A couple of weeks ago, I went to Cheltenham for the book festival. On a clear stretch of track between Stroud and Gloucester, brakes squealed and the train shuddered to a halt. The door of our carriage swung open and a man appeared, carrying a pistol in one hand, a rope in the other. He pointed his pistol at my forehead and said,
Actually, that's not true. I did go to the Cheltenham Literary Festival, but the most dramatic thing that happened was getting slightly lost on the way from my hotel to a restaurant. I did, however, spend a whole day talking and thinking about adventure stories.
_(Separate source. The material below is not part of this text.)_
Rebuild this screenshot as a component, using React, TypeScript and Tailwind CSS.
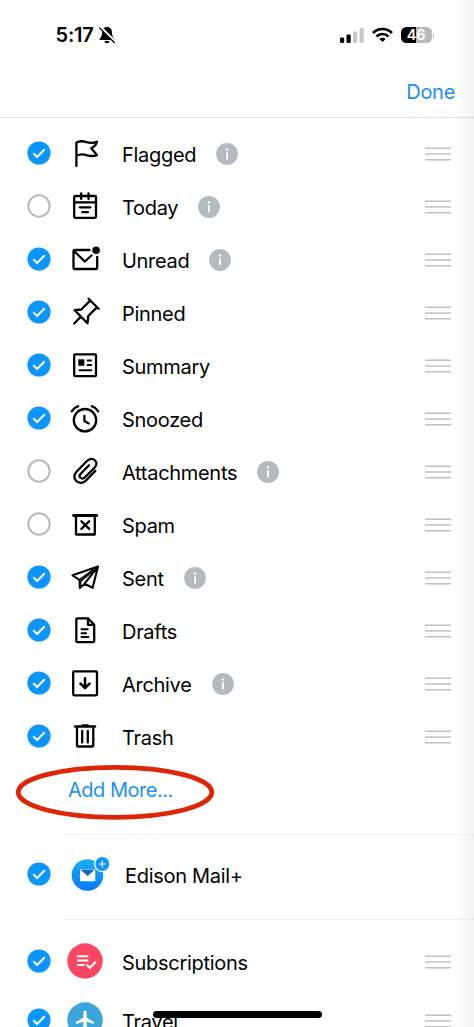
import type { ReactNode } from "react";

const ICONS: Record<string, ReactNode> = {
  flag: (
    <path d="M6.4 28V4.6C10 2.2 13.5 3.2 16.5 4.2c3.6 1.1 7 .9 10.4-.5-.6 2.8-2.6 5-5.6 6.4 1.6 2.3 3.6 4.3 5.7 7-3.5 1.3-6.500 1.2-9.8.2-3.8-1.2-7-1.6-10.800.5" />
  ),
  today: (
    <>
      <rect x="4.2" y="5" width="21.8" height="21.8" rx="1" />
      <path d="M4 11.3h22M11.2 2.3v5.7M18.5 2.3v5.7M9.8 16.3h10.6M12.3 21.2h5.6" />
    </>
  ),
  unread: (
    <>
      <path d="M19.5 6H4.5a1 1 0 0 0-1 1v17a1 1 0 0 0 1 1h21.7a1 1 0 0 0 1-1V13" />
      <path d="M4.5 7.5 14.8 17.5l6.7-6" />
      <circle cx="26.1" cy="6.3" r="3.8" fill="currentColor" stroke="none" />
    </>
  ),
  pin: (
    <path d="m18.6 1.8 10 10M20.2 3.5 11.3 12.5 4.7 13.2 17.5 26.2l.8-7.2 8.8-8.9M10.8 19.7l-6.6 6.8" />
  ),
  summary: (
    <>
      <rect x="4.2" y="4.3" width="21.8" height="21.9" rx="1" />
      <rect x="8.3" y="9.3" width="6" height="6.5" fill="currentColor" stroke="none" />
      <path d="M17.6 10.5h3.6M17.6 14.9h3.6M9.6 20.3h11.6" strokeWidth="2" />
    </>
  ),
  snooze: (
    <>
      <circle cx="15" cy="17.2" r="11.2" />
      <path d="M14.4 13V18l4.4 2.4M1.8 8.3C3.3 5.7 5.6 4 8.2 3.1M28.2 8.3C26.7 5.7 24.4 4 21.8 3.1" />
    </>
  ),
  clip: (
    <path d="M25.3 14.9 16 24.5c-3 3-7.2 3-9.8.5-2.6-2.5-2.4-6.5.3-9.3L17.2 4.8c2.4-2.4 5.7-2.6 7.7-.6 2.1 2.1 1.9 5.2-.4 7.5l-9.8 9.8c-1.4 1.4-3.2 1.4-4.3.3-1.1-1.1-1-2.8.3-4.1l8.3-8.4" />
  ),
  spam: (
    <>
      <path d="M3.6 6.5h23.1" strokeWidth="2.8" />
      <path d="M6 7v18.5h18.8V7" />
      <path d="M11.4 12.2l7.8 7.7M19.2 12.2l-7.8 7.7" />
    </>
  ),
  sent: (
    <>
      <path d="M28 4.5 2.5 13.3l7 4.7.4 7.9 4.7-4.2 8 4.1L28 4.5 9.5 18M28 4.5 14.6 21.7" strokeWidth="2.1" />
      <path d="M26.5 6 10.5 19.5v4" strokeWidth="1.6" />
    </>
  ),
  drafts: (
    <>
      <path d="M18 3.3H7.3a1 1 0 0 0-1 1v21.9a1 1 0 0 0 1 1h15.900a1 1 0 0 0 1-1V9.8L18 3.3v6.5h6" />
      <path d="M11.5 14.3h6.2M11.5 18.2h4.6M11.5 22h6.8" strokeWidth="2" />
    </>
  ),
  archive: (
    <>
      <rect x="3.2" y="3.3" width="23.8" height="24" rx="1" />
      <path d="M15 10.2v9.8M10.5 15.7l4.5 4.5 4.5-4.5" strokeWidth="2.6" />
    </>
  ),
  trash: (
    <>
      <path d="M5 5.5h20.2M12.5 4.5h5.2" />
      <path d="M7 6v18.5a1 1 0 0 0 1 1h14.3a1 1 0 0 0 1-1V6M12.2 10v11.5M17.8 10v11.5" />
    </>
  ),
};

const FOLDERS = [
  { label: "Flagged", icon: "flag", checked: true, info: true },
  { label: "Today", icon: "today", checked: false, info: true },
  { label: "Unread", icon: "unread", checked: true, info: true },
  { label: "Pinned", icon: "pin", checked: true },
  { label: "Summary", icon: "summary", checked: true },
  { label: "Snoozed", icon: "snooze", checked: true },
  { label: "Attachments", icon: "clip", checked: false, info: true },
  { label: "Spam", icon: "spam", checked: false },
  { label: "Sent", icon: "sent", checked: true, info: true },
  { label: "Drafts", icon: "drafts", checked: true },
  { label: "Archive", icon: "archive", checked: true, info: true },
  { label: "Trash", icon: "trash", checked: true },
];

function Check({ checked }: { checked: boolean }) {
  return (
    <svg viewBox="0 0 24 24" className="size-6 shrink-0">
      {checked ? (
        <>
          <circle cx="12" cy="12" r="11.6" fill="#0a95ff" />
          <path d="m6.3 12.3 3.8 3.7 7.6-7.7" fill="none" stroke="#fff" strokeWidth="2" />
        </>
      ) : (
        <circle cx="12" cy="12" r="10.7" fill="#fff" stroke="#b4babf" strokeWidth="2" />
      )}
    </svg>
  );
}

function Info() {
  return (
    <svg viewBox="0 0 22 22" className="mt-[2px] ml-5 size-[22px] shrink-0">
      <circle cx="11" cy="11" r="10.9" fill="#b3bac0" />
      <circle cx="11" cy="6.5" r="1.2" fill="#fff" />
      <path d="M11 9.3v7" stroke="#fff" strokeWidth="1.8" />
    </svg>
  );
}

// svg rather than bordered spans, so the three lines stay equally thick at any offset
function Handle() {
  return (
    <svg viewBox="0 0 26 14" className="mt-[2px] mr-[23px] ml-auto h-[14px] w-[26px] shrink-0">
      <path d="M0 1.2h26M0 7h26M0 12.8h26" stroke="#c0c0c2" strokeWidth="1.6" />
    </svg>
  );
}

function StatusBar() {
  return (
    <div className="flex h-[70px] items-center pr-10 pl-[55.5px]">
      <span className="text-[20px] font-semibold tracking-[-0.2px]">5:17</span>
      <svg viewBox="0 0 18 18" className="ml-1 size-[18px]">
        <path
          d="M9 1C5.500 1 4 3.700 4 6.500 4 10 3 11.500 1.500 13v1h15v-1C15 11.500 14 10 14 6.500 14 3.700 12.500 1 9 1ZM6.500 15h5a2.500 2.300 0 0 1-5 0Z"
        />
        <path d="m2 .8 15.5 15.5" stroke="#fff" strokeWidth="2.8" />
        <path d="m1.3 1.6 15.4 15.4" stroke="#000" strokeWidth="1.3" />
      </svg>
      <div className="ml-auto flex items-center">
        <svg viewBox="0 0 24 16" className="mt-px h-4 w-6">
          <rect x="0" y="9.5" width="4.2" height="5.5" rx="1.2" />
          <rect x="6.5" y="6.5" width="4.2" height="8.5" rx="1.2" />
          <rect x="13" y="3.5" width="4.2" height="11.5" rx="1.2" fill="#c6c6c6" />
          <rect x="19.5" y="0" width="4.2" height="15" rx="1.2" fill="#c6c6c6" />
        </svg>
        <svg viewBox="0 0 21 16" className="ml-2 h-4 w-[21px]" fill="none" stroke="#000" strokeWidth="2.7">
          <path d="M1 6a13.3 13.3 0 0 1 19 0" />
          <path d="M4.5 9.5a8.5 8.5 0 0 1 12 0" />
          <path d="M10.5 15 7.3 12a4.6 4.6 0 0 1 6.4 0Z" fill="#000" stroke="none" />
        </svg>
        <div className="ml-2 flex h-4 w-[31px] items-center justify-center rounded-[5.5px] bg-linear-to-r from-black from-48% to-[#b9b9b9] to-48% text-[14.5px] font-semibold text-white">
          46
        </div>
        <span className="ml-px h-[5px] w-[1.5px] rounded-r bg-[#b9b9b9]" />
      </div>
    </div>
  );
}

export default function App() {
  return (
    <div className="relative h-[1027px] w-[474px] overflow-hidden bg-white font-[Inter,sans-serif] text-[20px] tracking-[-0.3px] text-black">
      <StatusBar />
      <div className="flex h-12 items-center justify-end border-b border-[#e2e2e2] pr-[19px] text-[#1a8ff5]">
        <span className="-mt-[3px]">Done</span>
      </div>

      <ul className="pt-2">
        {FOLDERS.map((f) => (
          <li key={f.label} className="flex h-[53.04px] items-center pl-[26.5px]">
            <Check checked={f.checked} />
            <svg
              viewBox="0 0 30 30"
              className="mt-px ml-[19.5px] size-[30px] shrink-0"
              fill="none"
              stroke="currentColor"
              strokeWidth="2.3"
              strokeLinecap="round"
              strokeLinejoin="round"
            >
              {ICONS[f.icon]}
            </svg>
            <span className="mt-[4px] ml-[22px]">{f.label}</span>
            {f.info && <Info />}
            <Handle />
          </li>
        ))}
      </ul>

      <div className="flex h-[54.5px] items-center pt-px pl-[68px] tracking-[-0.48px] text-[#1a8ff5]">Add More...</div>

      <div className="mt-[17px] ml-[65px] border-t border-[#f0f0f0]" />
      <div className="flex h-[84px] items-center pb-[6px] pl-[26.5px]">
        <Check checked />
        <svg viewBox="0 0 42 42" className="ml-[17.5px] size-[42px] shrink-0">
          <defs>
            <linearGradient id="mail" x1="0" y1="0" x2="0" y2="1">
              <stop offset="0" stopColor="#12b2f8" />
              <stop offset="1" stopColor="#0a78fa" />
            </linearGradient>
          </defs>
          <circle cx="19.5" cy="22" r="15.8" fill="url(#mail)" />
          <rect x="12" y="16" width="15.3" height="12.3" rx="0.6" fill="#fff" />
          <path d="m12.3 16.5 7.3 6.5 7.3-6.5Z" fill="#1263c4" />
          <path d="m21 22.500 6 5.500" stroke="#c9d8ea" strokeWidth="0.7" />
          <circle cx="34.3" cy="11" r="8.3" fill="#fff" />
          <circle cx="34.3" cy="11" r="6.9" fill="#0d95fb" />
          <path d="M34.3 7.5v7M30.8 11h7" stroke="#fff" strokeWidth="1.2" />
        </svg>
        <span className="mt-[4px] ml-[15px]">Edison Mail+</span>
      </div>
      <div className="ml-[64px] border-t border-[#f0f0f0]" />

      <div className="pt-[12px]">
        <div className="flex h-[59px] items-center pl-[26.5px]">
          <Check checked />
          <svg viewBox="0 0 36 36" className="ml-[16.5px] size-9 shrink-0" fill="none" stroke="#fff" strokeWidth="2">
            <circle cx="18" cy="18" r="17.7" fill="#fc4762" stroke="none" />
            <path d="M10 13.3h11.3M10 17.6h11.3M10 21.9h7.5M19.500 21.500l3.3 3.3 6-6" />
          </svg>
          <span className="mt-[3px] ml-[19px]">Subscriptions</span>
          <Handle />
        </div>
        <div className="flex h-[59px] items-center pl-[26.5px]">
          <Check checked />
          <svg viewBox="0 0 36 36" className="ml-[16.5px] size-9 shrink-0">
            <circle cx="18" cy="18" r="17.7" fill="#3ba6db" />
            <path
              d="M18 8.500c-1 0-1.600.8-1.600 1.800v5.200L9 20v2l7.400-2.300v4.500l-2 1.500v1.500l3.600-1 3.600 1v-1.500l-2-1.500v-4.500L27 22v-2l-7.400-4.500v-5.200c0-1-.6-1.800-1.600-1.800Z"
              fill="#fff"
            />
          </svg>
          <span className="mt-[3px] ml-[19px]">Travel</span>
          <Handle />
        </div>
      </div>

      {/* hand-drawn highlight round the link */}
      <svg viewBox="0 0 200 56" className="absolute top-[764px] left-[15px] h-14 w-[200px]">
        <ellipse cx="100" cy="28.3" rx="96.8" ry="25" fill="none" stroke="#dd2608" strokeWidth="4.8" />
      </svg>
      <div className="absolute top-0 right-0 h-full w-5 bg-linear-to-r from-black/0 to-black/5" />
      <div className="absolute top-[1011px] left-[153px] h-[6.5px] w-[169px] rounded-full bg-black" />
    </div>
  );
}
In the morning, I ran a creative writing workshop with fifteen talented and imaginative young writers. I advised them on how to write a great adventure story; we talked about creating fascinating characters and putting them in dramatic situations; and then they hunched over their desks and started inventing their own adventures.
In the afternoon, I took part in a panel discussion with two fellow writers of adventure stories, Andy Briggs and Anthony McGowan.
Both of them have taken classic adventure stories and revitalised them for a new generation. Andy has written a series of novels about a contemporary Tarzan, while Anthony has found a very clever way of reviving Williard Price's novels, which I loved as a child. Price's heroes were Hal and Roger Hunt, teenage brothers who travelled the world hunting down animals; in Leopard Adventure, Anthony picks up the story of Hal and Roger's children, Amazon and Frazer, who are eco-warriors, intent on saving endangered animals who are under threat in exotic, dangerous locations around the world.
I was talking about my own Grk books and my new novel, The Sultan's Tigers, the story of a boy and his uncle tracking down a lost treasure in India.
The event was chaired by Daniel Hahn, who began by asking us: What makes a good adventure story? What are the ingredients of a great adventure novel?
I was about to list all the obvious ingredients of a great adventure story - an appealing hero, a dastardly villain, a plot that holds you with its twists and turns, a series of exotic locations, and perhaps some love interest too - when I thought of one of my favourite adventure stories, a novel which lacks almost all of the above ingredients. And yet Robinson Crusoe is undoubtedly one of the best adventure stories ever written.
So what is the perfect definition of an adventure story? Sitting with Daniel, Anthony and Andy, I didn't have access to Wikipedia, but if I had, I would have found a short entry on adventure which includes this lovely quote from Helen Keller: "Life is either a daring adventure or nothing."
Ah, yes. Of course. How I wish I could have answered Daniel's question with a one-liner like that. It expresses the heart of the matter so perfectly. An adventure needn't involve brutal baddies, poisonous snakes, foaming rapids, vertiginous mountain trails or any other such perils; we can be adventurous simply in the way that we approach life.
It's not the plot or the situation that matters; it's the attitude of the person at the heart of them.
Those fictional adventurers whose characters and exploits I love best - Robinson Crusoe, Jim Hawkins, Richard Hannay, Rudolf Rassendyll, etc, etc - are united by their love of adventure, their eagerness to cast aside caution and throw themselves into the world.
My own Tom Trelawney, hero of The Sultan's Tigers, is no different. For him, "life is either a daring adventure or nothing."
Josh Lacey
Josh's new novel, The Sultan's Tigers, is published by Andersen.
http://www.joshlacey.com
2 comments:
How true - of people in the real world, as well as people in stories.
I am in complete awe of anyone who can create an adventure plot. And Robinson Crusoe, wasn't that written in 1713 or something? 1713??!! Which if it was tells us that we shouldn't think we (these days) have the monopoly on plot.